-- Start of Collected data --

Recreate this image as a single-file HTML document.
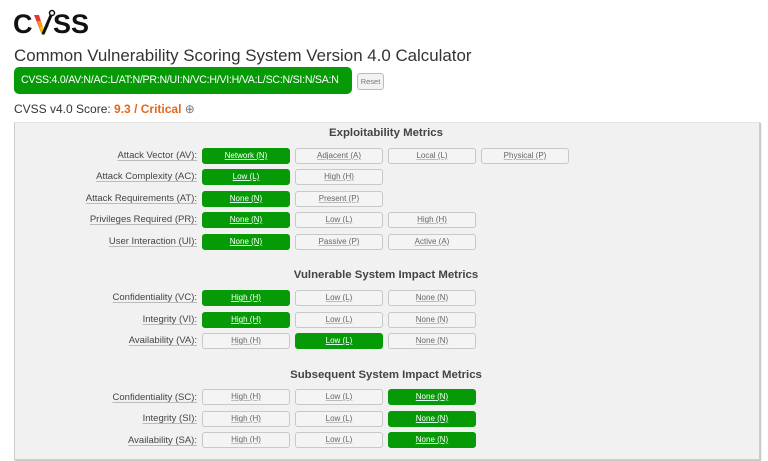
<!DOCTYPE html>
<html><head><meta charset="utf-8"><style>
*{margin:0;padding:0;box-sizing:border-box}
body{width:768px;height:461px;background:#fff;font-family:"Liberation Sans",sans-serif;position:relative;overflow:hidden;color:#333}
.abs{position:absolute}
.title{left:14px;top:46px;font-size:16.9px;color:#333;white-space:nowrap}
.vec{left:14px;top:67px;width:338px;height:27px;background:#079a07;border-radius:5px;color:#fff;font-size:10.6px;line-height:27px;padding-left:7px;white-space:nowrap;letter-spacing:-0.25px;overflow:hidden}
.reset{left:357px;top:73px;width:27px;height:17px;border:1px solid #bbb;border-radius:3px;background:#f2f2f2;font-size:7.5px;color:#777;text-align:center;line-height:15px}
.score{left:14px;top:102px;font-size:12px;color:#333;white-space:nowrap}
.score b{color:#e06a1b;font-weight:bold}
.panel{left:14px;top:122px;width:746px;height:338px;background:#f1f1f1;border:1px solid #ccc;border-top-color:#e4e4e4;box-shadow:1px 1px 1px #bbb}
.h{position:absolute;left:0;width:772px;text-align:center;font-size:11.4px;font-weight:bold;color:#444}
.lbl{position:absolute;right:calc(768px - 197px);font-size:9.5px;color:#444;white-space:nowrap;text-decoration:underline;text-decoration-color:#bbb;text-underline-offset:2px}
.b{position:absolute;width:88px;height:16px;border:1px solid #c8c8c8;border-radius:3px;background:#f4f4f4;color:#666;font-size:8px;text-align:center;line-height:14px;text-decoration:underline;text-decoration-color:#bbb}
.b.on{background:#079a07;border-color:#079a07;color:#fff;text-decoration-color:#cfe}
</style></head><body>
<svg class="abs" style="left:13px;top:9px" width="80" height="28" viewBox="0 0 80 28">
<text x="0" y="24" font-family="Liberation Sans" font-weight="bold" font-size="27" fill="#111">C</text>
<polygon points="21,6 26,6 31,22 29,26" fill="#e33"/>
<polygon points="24,12 28,12 31,22 29,26" fill="#f5a000"/>
<polygon points="27,18 30,18 31,24 29,26" fill="#e8d000"/>
<polygon points="29,26 33,16 36,16 31,26" fill="#5b2"/>
<line x1="30" y1="25" x2="39" y2="4" stroke="#111" stroke-width="3"/>
<circle cx="39" cy="4" r="2.5" fill="#fff" stroke="#111" stroke-width="1.5"/>
<text x="40" y="24" font-family="Liberation Sans" font-weight="bold" font-size="27" fill="#111">SS</text>
</svg>
<div class="abs title">Common Vulnerability Scoring System Version 4.0 Calculator</div>
<div class="abs vec">CVSS:4.0/AV:N/AC:L/AT:N/PR:N/UI:N/VC:H/VI:H/VA:L/SC:N/SI:N/SA:N</div>
<div class="abs reset">Reset</div>
<div class="abs score">CVSS v4.0 Score: <b>9.3 / Critical</b> <span style="color:#777">&#x2295;</span></div>
<div class="abs panel"></div>

<div class="h" style="top:127px">Exploitability Metrics</div>
<div class="lbl" style="top:150px">Attack Vector (AV):</div>
<div class="b on" style="left:202px;top:148px">Network (N)</div>
<div class="b" style="left:295px;top:148px">Adjacent (A)</div>
<div class="b" style="left:388px;top:148px">Local (L)</div>
<div class="b" style="left:481px;top:148px">Physical (P)</div>

<div class="lbl" style="top:171px">Attack Complexity (AC):</div>
<div class="b on" style="left:202px;top:169px">Low (L)</div>
<div class="b" style="left:295px;top:169px">High (H)</div>

<div class="lbl" style="top:193px">Attack Requirements (AT):</div>
<div class="b on" style="left:202px;top:191px">None (N)</div>
<div class="b" style="left:295px;top:191px">Present (P)</div>

<div class="lbl" style="top:214px">Privileges Required (PR):</div>
<div class="b on" style="left:202px;top:212px">None (N)</div>
<div class="b" style="left:295px;top:212px">Low (L)</div>
<div class="b" style="left:388px;top:212px">High (H)</div>

<div class="lbl" style="top:236px">User Interaction (UI):</div>
<div class="b on" style="left:202px;top:234px">None (N)</div>
<div class="b" style="left:295px;top:234px">Passive (P)</div>
<div class="b" style="left:388px;top:234px">Active (A)</div>

<div class="h" style="top:269px">Vulnerable System Impact Metrics</div>
<div class="lbl" style="top:292px">Confidentiality (VC):</div>
<div class="b on" style="left:202px;top:290px">High (H)</div>
<div class="b" style="left:295px;top:290px">Low (L)</div>
<div class="b" style="left:388px;top:290px">None (N)</div>

<div class="lbl" style="top:314px">Integrity (VI):</div>
<div class="b on" style="left:202px;top:312px">High (H)</div>
<div class="b" style="left:295px;top:312px">Low (L)</div>
<div class="b" style="left:388px;top:312px">None (N)</div>

<div class="lbl" style="top:335px">Availability (VA):</div>
<div class="b" style="left:202px;top:333px">High (H)</div>
<div class="b on" style="left:295px;top:333px">Low (L)</div>
<div class="b" style="left:388px;top:333px">None (N)</div>

<div class="h" style="top:369px">Subsequent System Impact Metrics</div>
<div class="lbl" style="top:392px">Confidentiality (SC):</div>
<div class="b" style="left:202px;top:389px">High (H)</div>
<div class="b" style="left:295px;top:389px">Low (L)</div>
<div class="b on" style="left:388px;top:389px">None (N)</div>

<div class="lbl" style="top:413px">Integrity (SI):</div>
<div class="b" style="left:202px;top:411px">High (H)</div>
<div class="b" style="left:295px;top:411px">Low (L)</div>
<div class="b on" style="left:388px;top:411px">None (N)</div>

<div class="lbl" style="top:435px">Availability (SA):</div>
<div class="b" style="left:202px;top:432px">High (H)</div>
<div class="b" style="left:295px;top:432px">Low (L)</div>
<div class="b on" style="left:388px;top:432px">None (N)</div>
</body></html>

-- End of Collected data --

_Task details:_ Quote the listing above in full, except for the pictures.

_Final result:_
Recreate this image as a single-file HTML document.
<!DOCTYPE html>
<html><head><meta charset="utf-8"><style>
*{margin:0;padding:0;box-sizing:border-box}
body{width:768px;height:461px;background:#fff;font-family:"Liberation Sans",sans-serif;position:relative;overflow:hidden;color:#333}
.abs{position:absolute}
.title{left:14px;top:46px;font-size:16.9px;color:#333;white-space:nowrap}
.vec{left:14px;top:67px;width:338px;height:27px;background:#079a07;border-radius:5px;color:#fff;font-size:10.6px;line-height:27px;padding-left:7px;white-space:nowrap;letter-spacing:-0.25px;overflow:hidden}
.reset{left:357px;top:73px;width:27px;height:17px;border:1px solid #bbb;border-radius:3px;background:#f2f2f2;font-size:7.5px;color:#777;text-align:center;line-height:15px}
.score{left:14px;top:102px;font-size:12px;color:#333;white-space:nowrap}
.score b{color:#e06a1b;font-weight:bold}
.panel{left:14px;top:122px;width:746px;height:338px;background:#f1f1f1;border:1px solid #ccc;border-top-color:#e4e4e4;box-shadow:1px 1px 1px #bbb}
.h{position:absolute;left:0;width:772px;text-align:center;font-size:11.4px;font-weight:bold;color:#444}
.lbl{position:absolute;right:calc(768px - 197px);font-size:9.5px;color:#444;white-space:nowrap;text-decoration:underline;text-decoration-color:#bbb;text-underline-offset:2px}
.b{position:absolute;width:88px;height:16px;border:1px solid #c8c8c8;border-radius:3px;background:#f4f4f4;color:#666;font-size:8px;text-align:center;line-height:14px;text-decoration:underline;text-decoration-color:#bbb}
.b.on{background:#079a07;border-color:#079a07;color:#fff;text-decoration-color:#cfe}
</style></head><body>
<svg class="abs" style="left:13px;top:9px" width="80" height="28" viewBox="0 0 80 28">
<text x="0" y="24" font-family="Liberation Sans" font-weight="bold" font-size="27" fill="#111">C</text>
<polygon points="21,6 26,6 31,22 29,26" fill="#e33"/>
<polygon points="24,12 28,12 31,22 29,26" fill="#f5a000"/>
<polygon points="27,18 30,18 31,24 29,26" fill="#e8d000"/>
<polygon points="29,26 33,16 36,16 31,26" fill="#5b2"/>
<line x1="30" y1="25" x2="39" y2="4" stroke="#111" stroke-width="3"/>
<circle cx="39" cy="4" r="2.5" fill="#fff" stroke="#111" stroke-width="1.5"/>
<text x="40" y="24" font-family="Liberation Sans" font-weight="bold" font-size="27" fill="#111">SS</text>
</svg>
<div class="abs title">Common Vulnerability Scoring System Version 4.0 Calculator</div>
<div class="abs vec">CVSS:4.0/AV:N/AC:L/AT:N/PR:N/UI:N/VC:H/VI:H/VA:L/SC:N/SI:N/SA:N</div>
<div class="abs reset">Reset</div>
<div class="abs score">CVSS v4.0 Score: <b>9.3 / Critical</b> <span style="color:#777">&#x2295;</span></div>
<div class="abs panel"></div>

<div class="h" style="top:127px">Exploitability Metrics</div>
<div class="lbl" style="top:150px">Attack Vector (AV):</div>
<div class="b on" style="left:202px;top:148px">Network (N)</div>
<div class="b" style="left:295px;top:148px">Adjacent (A)</div>
<div class="b" style="left:388px;top:148px">Local (L)</div>
<div class="b" style="left:481px;top:148px">Physical (P)</div>

<div class="lbl" style="top:171px">Attack Complexity (AC):</div>
<div class="b on" style="left:202px;top:169px">Low (L)</div>
<div class="b" style="left:295px;top:169px">High (H)</div>

<div class="lbl" style="top:193px">Attack Requirements (AT):</div>
<div class="b on" style="left:202px;top:191px">None (N)</div>
<div class="b" style="left:295px;top:191px">Present (P)</div>

<div class="lbl" style="top:214px">Privileges Required (PR):</div>
<div class="b on" style="left:202px;top:212px">None (N)</div>
<div class="b" style="left:295px;top:212px">Low (L)</div>
<div class="b" style="left:388px;top:212px">High (H)</div>

<div class="lbl" style="top:236px">User Interaction (UI):</div>
<div class="b on" style="left:202px;top:234px">None (N)</div>
<div class="b" style="left:295px;top:234px">Passive (P)</div>
<div class="b" style="left:388px;top:234px">Active (A)</div>

<div class="h" style="top:269px">Vulnerable System Impact Metrics</div>
<div class="lbl" style="top:292px">Confidentiality (VC):</div>
<div class="b on" style="left:202px;top:290px">High (H)</div>
<div class="b" style="left:295px;top:290px">Low (L)</div>
<div class="b" style="left:388px;top:290px">None (N)</div>

<div class="lbl" style="top:314px">Integrity (VI):</div>
<div class="b on" style="left:202px;top:312px">High (H)</div>
<div class="b" style="left:295px;top:312px">Low (L)</div>
<div class="b" style="left:388px;top:312px">None (N)</div>

<div class="lbl" style="top:335px">Availability (VA):</div>
<div class="b" style="left:202px;top:333px">High (H)</div>
<div class="b on" style="left:295px;top:333px">Low (L)</div>
<div class="b" style="left:388px;top:333px">None (N)</div>

<div class="h" style="top:369px">Subsequent System Impact Metrics</div>
<div class="lbl" style="top:392px">Confidentiality (SC):</div>
<div class="b" style="left:202px;top:389px">High (H)</div>
<div class="b" style="left:295px;top:389px">Low (L)</div>
<div class="b on" style="left:388px;top:389px">None (N)</div>

<div class="lbl" style="top:413px">Integrity (SI):</div>
<div class="b" style="left:202px;top:411px">High (H)</div>
<div class="b" style="left:295px;top:411px">Low (L)</div>
<div class="b on" style="left:388px;top:411px">None (N)</div>

<div class="lbl" style="top:435px">Availability (SA):</div>
<div class="b" style="left:202px;top:432px">High (H)</div>
<div class="b" style="left:295px;top:432px">Low (L)</div>
<div class="b on" style="left:388px;top:432px">None (N)</div>
</body></html>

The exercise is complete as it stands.